Given task:
Quote only the span from the first line of the entries to the line containing "import React from", both ends kept. Leave every picture out.

Data records:
----------

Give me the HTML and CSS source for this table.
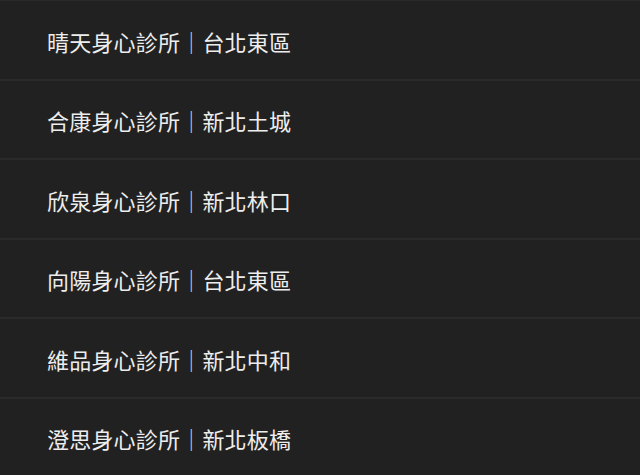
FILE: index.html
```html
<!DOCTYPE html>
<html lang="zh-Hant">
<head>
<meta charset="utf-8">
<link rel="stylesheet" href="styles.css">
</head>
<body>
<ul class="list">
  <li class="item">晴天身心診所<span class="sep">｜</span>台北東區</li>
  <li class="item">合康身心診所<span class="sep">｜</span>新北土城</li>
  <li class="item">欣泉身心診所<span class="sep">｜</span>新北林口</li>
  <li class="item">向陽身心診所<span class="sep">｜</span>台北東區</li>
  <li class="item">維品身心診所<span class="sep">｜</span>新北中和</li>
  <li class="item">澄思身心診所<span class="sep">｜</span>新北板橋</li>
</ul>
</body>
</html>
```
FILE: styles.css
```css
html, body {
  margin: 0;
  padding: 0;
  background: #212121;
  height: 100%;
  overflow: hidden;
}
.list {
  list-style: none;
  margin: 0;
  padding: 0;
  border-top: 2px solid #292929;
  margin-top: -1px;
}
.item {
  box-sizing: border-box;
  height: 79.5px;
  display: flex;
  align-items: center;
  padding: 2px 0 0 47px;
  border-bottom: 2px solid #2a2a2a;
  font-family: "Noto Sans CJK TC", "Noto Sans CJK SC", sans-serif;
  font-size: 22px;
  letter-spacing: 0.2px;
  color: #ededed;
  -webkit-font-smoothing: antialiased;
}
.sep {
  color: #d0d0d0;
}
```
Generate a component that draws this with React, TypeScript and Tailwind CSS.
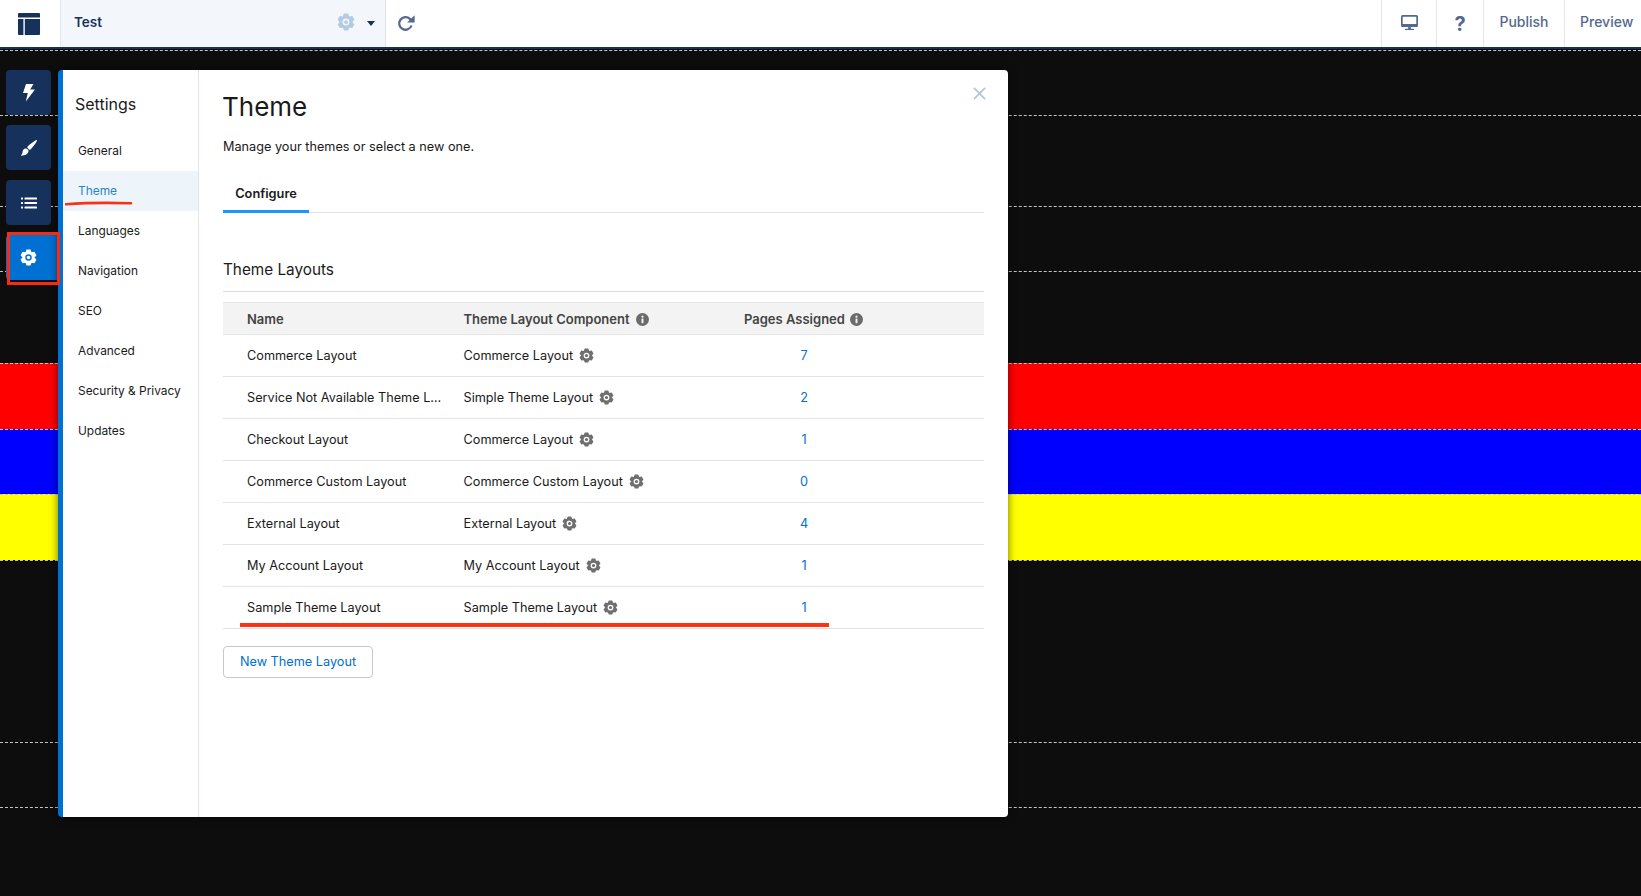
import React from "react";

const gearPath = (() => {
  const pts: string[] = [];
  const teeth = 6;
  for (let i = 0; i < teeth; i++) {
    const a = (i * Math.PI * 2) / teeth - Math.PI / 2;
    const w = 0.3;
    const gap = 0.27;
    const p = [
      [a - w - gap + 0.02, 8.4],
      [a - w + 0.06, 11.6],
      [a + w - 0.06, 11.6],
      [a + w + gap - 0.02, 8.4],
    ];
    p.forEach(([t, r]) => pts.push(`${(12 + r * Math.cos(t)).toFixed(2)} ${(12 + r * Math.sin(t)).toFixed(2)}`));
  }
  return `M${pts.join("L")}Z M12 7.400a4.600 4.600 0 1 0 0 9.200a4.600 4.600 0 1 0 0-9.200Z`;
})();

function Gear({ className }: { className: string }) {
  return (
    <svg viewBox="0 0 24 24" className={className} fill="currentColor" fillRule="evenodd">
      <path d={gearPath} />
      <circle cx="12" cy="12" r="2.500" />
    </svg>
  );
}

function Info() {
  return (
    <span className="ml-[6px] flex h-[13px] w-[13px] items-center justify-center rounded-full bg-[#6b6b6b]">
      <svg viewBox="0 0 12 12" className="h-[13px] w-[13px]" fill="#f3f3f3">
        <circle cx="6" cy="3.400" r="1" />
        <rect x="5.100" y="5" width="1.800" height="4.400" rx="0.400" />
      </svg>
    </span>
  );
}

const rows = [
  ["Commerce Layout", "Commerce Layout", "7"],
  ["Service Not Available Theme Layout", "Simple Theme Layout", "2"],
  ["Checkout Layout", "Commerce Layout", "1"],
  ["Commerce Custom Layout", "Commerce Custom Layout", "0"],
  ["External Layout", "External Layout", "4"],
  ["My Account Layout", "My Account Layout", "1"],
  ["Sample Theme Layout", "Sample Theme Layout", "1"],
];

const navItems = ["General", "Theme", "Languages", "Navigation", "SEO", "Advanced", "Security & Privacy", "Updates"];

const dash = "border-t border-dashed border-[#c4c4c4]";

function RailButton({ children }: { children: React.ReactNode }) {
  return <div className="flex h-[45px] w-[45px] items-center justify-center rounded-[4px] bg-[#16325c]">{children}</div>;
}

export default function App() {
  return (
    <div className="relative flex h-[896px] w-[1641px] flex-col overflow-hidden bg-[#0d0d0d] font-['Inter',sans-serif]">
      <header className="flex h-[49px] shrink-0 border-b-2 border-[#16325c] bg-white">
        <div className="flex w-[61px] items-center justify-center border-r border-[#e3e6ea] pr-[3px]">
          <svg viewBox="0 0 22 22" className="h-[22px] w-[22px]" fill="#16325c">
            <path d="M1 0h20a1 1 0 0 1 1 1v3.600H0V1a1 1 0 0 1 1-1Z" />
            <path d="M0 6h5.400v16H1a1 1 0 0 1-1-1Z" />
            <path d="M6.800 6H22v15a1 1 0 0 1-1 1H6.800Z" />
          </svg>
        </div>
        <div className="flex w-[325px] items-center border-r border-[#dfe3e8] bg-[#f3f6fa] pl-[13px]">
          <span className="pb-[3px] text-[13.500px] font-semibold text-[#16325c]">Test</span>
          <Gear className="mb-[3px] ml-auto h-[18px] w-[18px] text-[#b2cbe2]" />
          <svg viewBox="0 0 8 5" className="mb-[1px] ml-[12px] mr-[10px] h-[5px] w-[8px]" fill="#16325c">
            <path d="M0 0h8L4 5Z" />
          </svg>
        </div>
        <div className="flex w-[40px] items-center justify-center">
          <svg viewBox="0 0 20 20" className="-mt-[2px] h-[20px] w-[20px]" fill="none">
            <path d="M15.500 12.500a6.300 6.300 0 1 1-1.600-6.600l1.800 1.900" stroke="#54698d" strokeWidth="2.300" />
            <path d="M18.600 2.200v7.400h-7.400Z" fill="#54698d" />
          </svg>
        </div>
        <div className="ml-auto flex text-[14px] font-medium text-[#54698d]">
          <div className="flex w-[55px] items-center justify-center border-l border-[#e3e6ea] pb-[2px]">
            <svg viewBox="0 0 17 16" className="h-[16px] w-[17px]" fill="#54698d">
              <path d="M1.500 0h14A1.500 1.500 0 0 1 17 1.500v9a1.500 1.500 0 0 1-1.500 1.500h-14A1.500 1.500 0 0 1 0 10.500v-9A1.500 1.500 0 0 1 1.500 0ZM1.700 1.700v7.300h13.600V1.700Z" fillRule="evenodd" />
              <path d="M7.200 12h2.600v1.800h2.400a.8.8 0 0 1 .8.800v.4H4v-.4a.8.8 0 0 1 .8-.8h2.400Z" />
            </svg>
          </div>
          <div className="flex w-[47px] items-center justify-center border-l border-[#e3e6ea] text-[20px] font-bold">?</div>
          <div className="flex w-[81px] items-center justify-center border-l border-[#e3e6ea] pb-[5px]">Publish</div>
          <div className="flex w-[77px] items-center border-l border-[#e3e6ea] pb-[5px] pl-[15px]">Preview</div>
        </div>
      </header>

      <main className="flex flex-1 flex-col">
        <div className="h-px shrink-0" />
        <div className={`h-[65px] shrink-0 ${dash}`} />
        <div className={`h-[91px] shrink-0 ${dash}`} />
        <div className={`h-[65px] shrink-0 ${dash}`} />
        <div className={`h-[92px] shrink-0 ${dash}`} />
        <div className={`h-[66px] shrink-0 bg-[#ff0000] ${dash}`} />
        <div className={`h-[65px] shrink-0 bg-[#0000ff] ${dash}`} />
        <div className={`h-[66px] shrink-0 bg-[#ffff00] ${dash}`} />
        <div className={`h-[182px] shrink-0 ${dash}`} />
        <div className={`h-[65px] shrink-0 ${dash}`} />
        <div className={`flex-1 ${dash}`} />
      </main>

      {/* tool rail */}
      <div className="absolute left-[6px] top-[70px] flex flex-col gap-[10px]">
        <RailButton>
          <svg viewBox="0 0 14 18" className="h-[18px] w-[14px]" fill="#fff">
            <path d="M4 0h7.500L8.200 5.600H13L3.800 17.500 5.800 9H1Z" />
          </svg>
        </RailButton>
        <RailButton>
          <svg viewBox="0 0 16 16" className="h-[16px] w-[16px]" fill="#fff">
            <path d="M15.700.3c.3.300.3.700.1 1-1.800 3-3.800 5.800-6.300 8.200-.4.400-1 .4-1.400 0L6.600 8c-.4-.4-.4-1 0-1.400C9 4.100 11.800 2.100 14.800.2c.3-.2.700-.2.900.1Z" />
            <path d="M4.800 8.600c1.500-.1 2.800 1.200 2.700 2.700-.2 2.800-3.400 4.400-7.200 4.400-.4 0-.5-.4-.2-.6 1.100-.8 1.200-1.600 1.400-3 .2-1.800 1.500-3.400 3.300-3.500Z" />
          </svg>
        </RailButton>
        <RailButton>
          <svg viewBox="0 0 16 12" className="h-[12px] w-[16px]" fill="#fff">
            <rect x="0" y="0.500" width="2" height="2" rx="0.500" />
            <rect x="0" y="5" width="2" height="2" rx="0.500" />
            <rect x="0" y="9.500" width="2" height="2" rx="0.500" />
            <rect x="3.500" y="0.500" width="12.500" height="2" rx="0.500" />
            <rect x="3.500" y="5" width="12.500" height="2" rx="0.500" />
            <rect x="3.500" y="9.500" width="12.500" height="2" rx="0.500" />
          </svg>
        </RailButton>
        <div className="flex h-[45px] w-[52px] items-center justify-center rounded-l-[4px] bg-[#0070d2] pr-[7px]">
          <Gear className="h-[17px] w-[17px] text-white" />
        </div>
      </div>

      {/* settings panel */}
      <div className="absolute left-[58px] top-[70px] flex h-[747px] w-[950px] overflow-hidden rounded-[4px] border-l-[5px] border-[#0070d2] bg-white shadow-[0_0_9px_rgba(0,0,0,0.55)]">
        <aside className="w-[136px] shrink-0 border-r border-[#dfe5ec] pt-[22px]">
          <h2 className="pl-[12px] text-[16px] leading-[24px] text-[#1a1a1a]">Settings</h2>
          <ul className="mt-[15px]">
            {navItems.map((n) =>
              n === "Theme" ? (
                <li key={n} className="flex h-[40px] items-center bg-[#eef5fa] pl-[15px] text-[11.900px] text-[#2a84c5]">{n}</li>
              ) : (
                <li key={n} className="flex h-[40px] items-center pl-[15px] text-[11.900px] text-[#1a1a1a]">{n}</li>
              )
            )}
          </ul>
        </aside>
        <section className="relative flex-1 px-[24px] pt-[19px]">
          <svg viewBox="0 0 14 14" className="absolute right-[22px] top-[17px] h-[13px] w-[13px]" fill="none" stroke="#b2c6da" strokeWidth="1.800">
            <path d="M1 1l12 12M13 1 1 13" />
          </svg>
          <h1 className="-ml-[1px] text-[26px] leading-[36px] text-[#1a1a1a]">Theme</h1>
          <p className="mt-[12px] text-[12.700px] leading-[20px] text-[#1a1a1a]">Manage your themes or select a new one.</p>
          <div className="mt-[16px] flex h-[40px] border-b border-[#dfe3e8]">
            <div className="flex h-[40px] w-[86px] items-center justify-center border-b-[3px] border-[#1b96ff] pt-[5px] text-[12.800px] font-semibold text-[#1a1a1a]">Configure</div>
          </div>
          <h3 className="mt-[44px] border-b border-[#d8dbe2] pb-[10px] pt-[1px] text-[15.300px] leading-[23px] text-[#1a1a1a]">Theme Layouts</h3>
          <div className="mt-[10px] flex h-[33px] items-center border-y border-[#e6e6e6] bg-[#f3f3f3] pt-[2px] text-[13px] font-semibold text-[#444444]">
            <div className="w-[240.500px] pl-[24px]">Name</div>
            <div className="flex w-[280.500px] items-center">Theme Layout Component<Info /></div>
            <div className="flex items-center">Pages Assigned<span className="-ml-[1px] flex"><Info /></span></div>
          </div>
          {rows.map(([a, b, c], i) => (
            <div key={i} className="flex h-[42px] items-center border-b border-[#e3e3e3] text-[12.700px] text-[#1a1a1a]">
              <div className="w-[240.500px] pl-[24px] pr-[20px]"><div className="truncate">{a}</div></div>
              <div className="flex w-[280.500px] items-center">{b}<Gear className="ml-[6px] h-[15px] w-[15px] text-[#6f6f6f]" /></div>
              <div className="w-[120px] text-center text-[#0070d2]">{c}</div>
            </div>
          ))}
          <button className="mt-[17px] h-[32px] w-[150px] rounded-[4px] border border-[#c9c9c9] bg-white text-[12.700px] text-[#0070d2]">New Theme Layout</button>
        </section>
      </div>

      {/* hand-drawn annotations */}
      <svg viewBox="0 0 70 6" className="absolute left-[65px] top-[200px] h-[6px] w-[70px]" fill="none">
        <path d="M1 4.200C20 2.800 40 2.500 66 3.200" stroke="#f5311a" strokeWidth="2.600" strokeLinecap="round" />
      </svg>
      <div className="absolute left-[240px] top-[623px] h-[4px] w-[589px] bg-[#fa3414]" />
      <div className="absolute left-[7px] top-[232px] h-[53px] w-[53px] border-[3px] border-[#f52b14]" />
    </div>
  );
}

----------

The reply:
Give me the HTML and CSS source for this table.
FILE: index.html
```html
<!DOCTYPE html>
<html lang="zh-Hant">
<head>
<meta charset="utf-8">
<link rel="stylesheet" href="styles.css">
</head>
<body>
<ul class="list">
  <li class="item">晴天身心診所<span class="sep">｜</span>台北東區</li>
  <li class="item">合康身心診所<span class="sep">｜</span>新北土城</li>
  <li class="item">欣泉身心診所<span class="sep">｜</span>新北林口</li>
  <li class="item">向陽身心診所<span class="sep">｜</span>台北東區</li>
  <li class="item">維品身心診所<span class="sep">｜</span>新北中和</li>
  <li class="item">澄思身心診所<span class="sep">｜</span>新北板橋</li>
</ul>
</body>
</html>
```
FILE: styles.css
```css
html, body {
  margin: 0;
  padding: 0;
  background: #212121;
  height: 100%;
  overflow: hidden;
}
.list {
  list-style: none;
  margin: 0;
  padding: 0;
  border-top: 2px solid #292929;
  margin-top: -1px;
}
.item {
  box-sizing: border-box;
  height: 79.5px;
  display: flex;
  align-items: center;
  padding: 2px 0 0 47px;
  border-bottom: 2px solid #2a2a2a;
  font-family: "Noto Sans CJK TC", "Noto Sans CJK SC", sans-serif;
  font-size: 22px;
  letter-spacing: 0.2px;
  color: #ededed;
  -webkit-font-smoothing: antialiased;
}
.sep {
  color: #d0d0d0;
}
```
Generate a component that draws this with React, TypeScript and Tailwind CSS.
import React from "react";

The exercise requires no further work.